Monday, July 6, 2009

Sonia Sotomayor and More Gratuitous Promotion of Family Members

My father has a piece up at the Oxford University Press blog arguing for the confirmation of Sonia Sotomayor. He was earlier in favor of the confirmation of Samuel Alito. He argues that the most important condition is once again satisfied: Sotomayor is a qualified legal professional.

I'm not sure I agree with his argument. Frankly. there seem to be many qualified candidates who have a great deal of experience. I personally am also deeply concerned about Sotomayor's attitude towards both free speech and civil liberties issues ( Doninger v. Niehoff being the most serious example). I worry that with her on the Court many close decisions that would otherwise support civil liberties will otherwise go in the other direction.

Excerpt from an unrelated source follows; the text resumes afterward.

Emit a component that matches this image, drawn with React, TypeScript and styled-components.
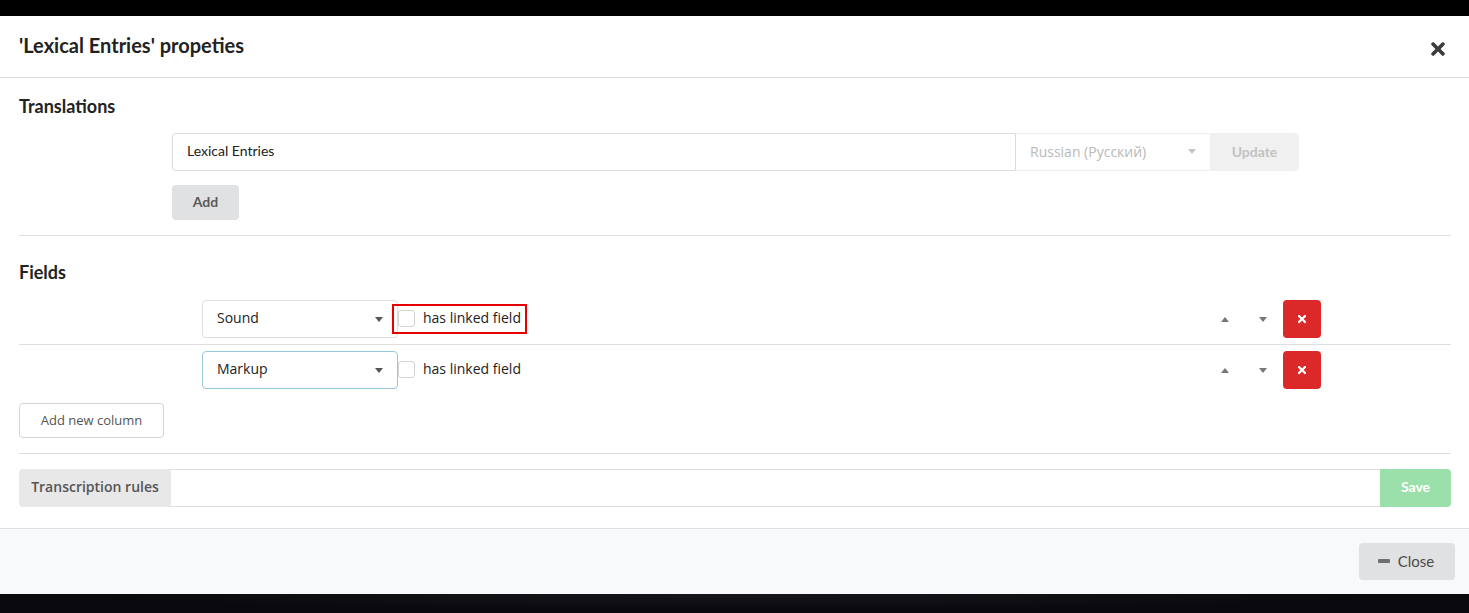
import React from "react";
import styled, { createGlobalStyle } from "styled-components";
import { FaTimes } from "react-icons/fa";

const Global = createGlobalStyle`
  html, body { margin: 0; padding: 0; background: #000; }
  * { box-sizing: border-box; }
  body { font-family: Lato, "Open Sans", sans-serif; }
`;

const Page = styled.div`
  display: flex;
  flex-direction: column;
  width: 1469px;
  height: 613px;
  overflow: hidden;
  background: #000;
`;

const TopStrip = styled.div`
  height: 16px;
  background: #000;
  flex: none;
`;

const BottomStrip = styled.div`
  flex: 1;
  background:
    radial-gradient(ellipse at 50% 0%, #15151b 0%, #0a0a0e 60%),
    #0a0a0e;
`;

const Modal = styled.div`
  background: #fff;
  display: flex;
  flex-direction: column;
  flex: none;
`;

const Header = styled.div`
  height: 62px;
  border-bottom: 1px solid #dedede;
  display: flex;
  align-items: center;
  justify-content: space-between;
  padding: 0 22px 0 19px;
`;

const Title = styled.h1`
  margin: 0;
  font-family: Lato, sans-serif;
  font-weight: 700;
  font-size: 20px;
  color: #222;
  position: relative;
  top: -2px;
`;

const CloseX = styled.span`
  display: flex;
  color: #3c3c3c;
  font-size: 20px;
  margin-top: 4px;
  margin-right: -1px;
`;

const Content = styled.div`
  padding: 17px 18px 21px 19px;
`;

const SectionTitle = styled.h3`
  margin: 0;
  font-family: Lato, sans-serif;
  font-weight: 700;
  font-size: 18px;
  line-height: 23px;
  color: #222;
`;

const Indent = styled.div<{ $left: number }>`
  padding-left: ${(p) => p.$left}px;
`;

const InputRow = styled.div`
  display: flex;
  width: 1127px;
  height: 38px;
  margin-top: 15px;
`;

const TextInput = styled.div`
  flex: 1;
  border: 1px solid #dcdcdc;
  border-radius: 4px 0 0 4px;
  display: flex;
  align-items: center;
  padding: 0 0 3px 14px;
  font-family: Lato, sans-serif;
  font-size: 14px;
  color: #222;
`;

const LangSelect = styled.div`
  width: 194px;
  border-top: 1px solid #eee;
  border-bottom: 1px solid #eee;
  display: flex;
  align-items: center;
  justify-content: space-between;
  padding: 0 14px 2px 14px;
  font-family: "Open Sans", sans-serif;
  font-size: 14px;
  color: #b9b9b9;
`;

const Caret = styled.span<{ $up?: boolean; $color?: string }>`
  width: 0;
  height: 0;
  border-left: 4.5px solid transparent;
  border-right: 4.5px solid transparent;
  ${(p) =>
    p.$up
      ? `border-bottom: 5px solid ${p.$color || "#666"};`
      : `border-top: 5px solid ${p.$color || "#666"};`}
`;

const Button = styled.button<{ $bg: string; $color: string; $w: number; $h: number }>`
  width: ${(p) => p.$w}px;
  height: ${(p) => p.$h}px;
  background: ${(p) => p.$bg};
  color: ${(p) => p.$color};
  border: none;
  border-radius: 4px;
  font-family: Lato, sans-serif;
  font-weight: 700;
  font-size: 14px;
  display: flex;
  align-items: center;
  justify-content: center;
  gap: 8px;
  padding: 0 0 2px;
  cursor: pointer;
  flex: none;
`;

const UpdateButton = styled(Button)`
  border-radius: 0 4px 4px 0;
`;

const AddWrap = styled.div`
  margin-top: 14px;
`;

const Divider = styled.div<{ $top: number }>`
  height: 1px;
  background: #dedede;
  margin-top: ${(p) => p.$top}px;
`;

const FieldsTitle = styled(SectionTitle)`
  margin-top: 25px;
`;

const FieldList = styled.div`
  margin-top: 10px;
`;

const FieldRow = styled.div`
  display: flex;
  align-items: center;
  padding: 6px 0 6px 183px;
  & + & {
    border-top: 1px solid #dedede;
  }
`;

const Select = styled.div<{ $focus?: boolean }>`
  width: 196px;
  height: 38px;
  border: 1px solid ${(p) => (p.$focus ? "#96c8da" : "#dedede")};
  border-radius: 4px;
  display: flex;
  align-items: center;
  justify-content: space-between;
  padding: 0 14px 0 14px;
  font-family: "Open Sans", sans-serif;
  font-size: 14px;
  color: #222;
`;

const SelectText = styled.span`
  margin-bottom: 3px;
`;

const LinkedLabel = styled.label<{ $highlight?: boolean }>`
  position: relative;
  display: flex;
  align-items: center;
  gap: 8px;
  margin-left: 0px;
  line-height: 17px;
  font-family: "Open Sans", sans-serif;
  font-size: 14px;
  color: #222;
  &::after {
    content: "";
    display: ${(p) => (p.$highlight ? "block" : "none")};
    position: absolute;
    left: -6px;
    right: -6px;
    top: -5px;
    bottom: -5px;
    border: 2px solid #e60000;
  }
`;

const LabelText = styled.span`
  margin-bottom: 3px;
`;

const Box = styled.span`
  width: 17px;
  height: 17px;
  border: 1px solid #d4d4d5;
  border-radius: 3px;
  background: #fff;
  margin-bottom: 1px;
`;

const Spacer = styled.div`
  flex: 1;
`;

const ArrowButton = styled.button`
  width: 38px;
  height: 38px;
  background: #fff;
  border: none;
  display: flex;
  align-items: center;
  justify-content: center;
  padding: 0;
`;

const RowActions = styled.div`
  display: flex;
  align-items: center;
  margin-right: 130px;
`;

const DeleteButton = styled(Button)`
  margin-left: 1px;
  padding: 0;
`;

const AddColumnButton = styled.button`
  margin-top: 8px;
  width: 145px;
  height: 35px;
  background: #fff;
  border: 1px solid #d4d4d5;
  border-radius: 4px;
  font-family: "Open Sans", sans-serif;
  font-size: 13px;
  color: #555;
  padding: 0 0 2px;
`;

const RulesRow = styled.div`
  display: flex;
  height: 38px;
  margin-top: 15px;
`;

const RulesLabel = styled.div`
  width: 152px;
  background: #e8e8e8;
  border-radius: 4px 0 0 4px;
  display: flex;
  align-items: center;
  justify-content: center;
  padding-bottom: 3px;
  font-family: "Open Sans", sans-serif;
  font-weight: 600;
  font-size: 14px;
  color: #555;
`;

const RulesInput = styled.div`
  flex: 1;
  border-top: 1px solid #dedede;
  border-bottom: 1px solid #dedede;
`;

const SaveButton = styled(Button)`
  border-radius: 0 4px 4px 0;
  padding-bottom: 3px;
`;

const Footer = styled.div`
  height: 66px;
  border-top: 1px solid #dedede;
  background: #f8f9fa;
  display: flex;
  align-items: center;
  justify-content: flex-end;
  padding: 0 14px 0 0;
`;

const CloseButton = styled(Button)`
  font-weight: 400;
  font-size: 15px;
  color: #4a4a4a;
  gap: 8px;
  padding: 0 2px 0 0;
  margin-top: -1px;
`;

const MinusBar = styled.span`
  width: 12px;
  height: 4px;
  border-radius: 1px;
  background: #707070;
`;

const fields = [
  { name: "Sound", highlight: true, focus: false },
  { name: "Markup", highlight: false, focus: true },
];

export default function App() {
  return (
    <>
      <Global />
      <Page>
        <TopStrip />
        <Modal>
          <Header>
            <Title>'Lexical Entries' propeties</Title>
            <CloseX>
              <FaTimes />
            </CloseX>
          </Header>
          <Content>
            <SectionTitle>Translations</SectionTitle>
            <Indent $left={153}>
              <InputRow>
                <TextInput>Lexical Entries</TextInput>
                <LangSelect>
                  <span>Russian (Русский)</span>
                  <Caret $color="#c4c4c4" />
                </LangSelect>
                <UpdateButton $bg="#f0f0f1" $color="#c2c2c2" $w={89} $h={38}>
                  Update
                </UpdateButton>
              </InputRow>
              <AddWrap>
                <Button $bg="#e0e1e2" $color="#5a5a5a" $w={67} $h={35}>
                  Add
                </Button>
              </AddWrap>
            </Indent>
            <Divider $top={15} />
            <FieldsTitle>Fields</FieldsTitle>
            <FieldList>
              {fields.map((f) => (
                <FieldRow key={f.name}>
                  <Select $focus={f.focus}>
                    <SelectText>{f.name}</SelectText>
                    <Caret $color="#555" />
                  </Select>
                  <LinkedLabel $highlight={f.highlight}>
                    <Box />
                    <LabelText>has linked field</LabelText>
                  </LinkedLabel>
                  <Spacer />
                  <RowActions>
                    <ArrowButton>
                      <Caret $up $color="#777" />
                    </ArrowButton>
                    <ArrowButton>
                      <Caret $color="#777" />
                    </ArrowButton>
                    <DeleteButton $bg="#db2828" $color="#fff" $w={38} $h={38}>
                      <FaTimes size={12} />
                    </DeleteButton>
                  </RowActions>
                </FieldRow>
              ))}
            </FieldList>
            <AddColumnButton>Add new column</AddColumnButton>
            <Divider $top={15} />
            <RulesRow>
              <RulesLabel>Transcription rules</RulesLabel>
              <RulesInput />
              <SaveButton $bg="#9be0ab" $color="#fff" $w={71} $h={38}>
                Save
              </SaveButton>
            </RulesRow>
          </Content>
          <Footer>
            <CloseButton $bg="#e0e1e2" $color="#4a4a4a" $w={96} $h={37}>
              <MinusBar />
              Close
            </CloseButton>
          </Footer>
        </Modal>
        <BottomStrip />
      </Page>
    </>
  );
}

In any event, the piece is worth reading and raises a number of interesting points. Go read it.

7 comments:

Stacy said...

Yes, her catholicism makes me a LITTLE weary. Not too much though.

Joshua said...

I'm not sure why there would be a concern about her being a Catholic. There's no indication I can see in any of her opinions that reflect any of the official Catholic attitudes that progressives would find problematic. It is however odd that the Court has so many Catholics. It is very disproportionate compared to the general population. But with a sample of only 9 people it is hard to label it significant.

Stacy said...

That's exactly it. It doesn't concern me too much - but the sheer number of catholics is what is strange.

Shalmo said...

off topic; Joshua I have one more article I would like you to read on the Iranian elections:

http://www.stratfor.com/weekly/20090622_iranian_election_and_revolution_test

Shalmo said...

sorry the whole link didn't show, here it is again:

http://www.stratfor.com/weekly/20090622_iranian_election_and_revolution_test

Shalmo said...

Argh!

Ok just click on my user-name for the link

Joshua said...

Shalmo, the article linked to like the previous article you linked to ignores the problem of serious statistical anomalies in the election data (such as problems with Benford's Law). It may very well be that Achmenijad would have won anyways but it looks probable that fraud occurred. (Also would it hurt matters if you posted follow-up comments in the relevant threads?)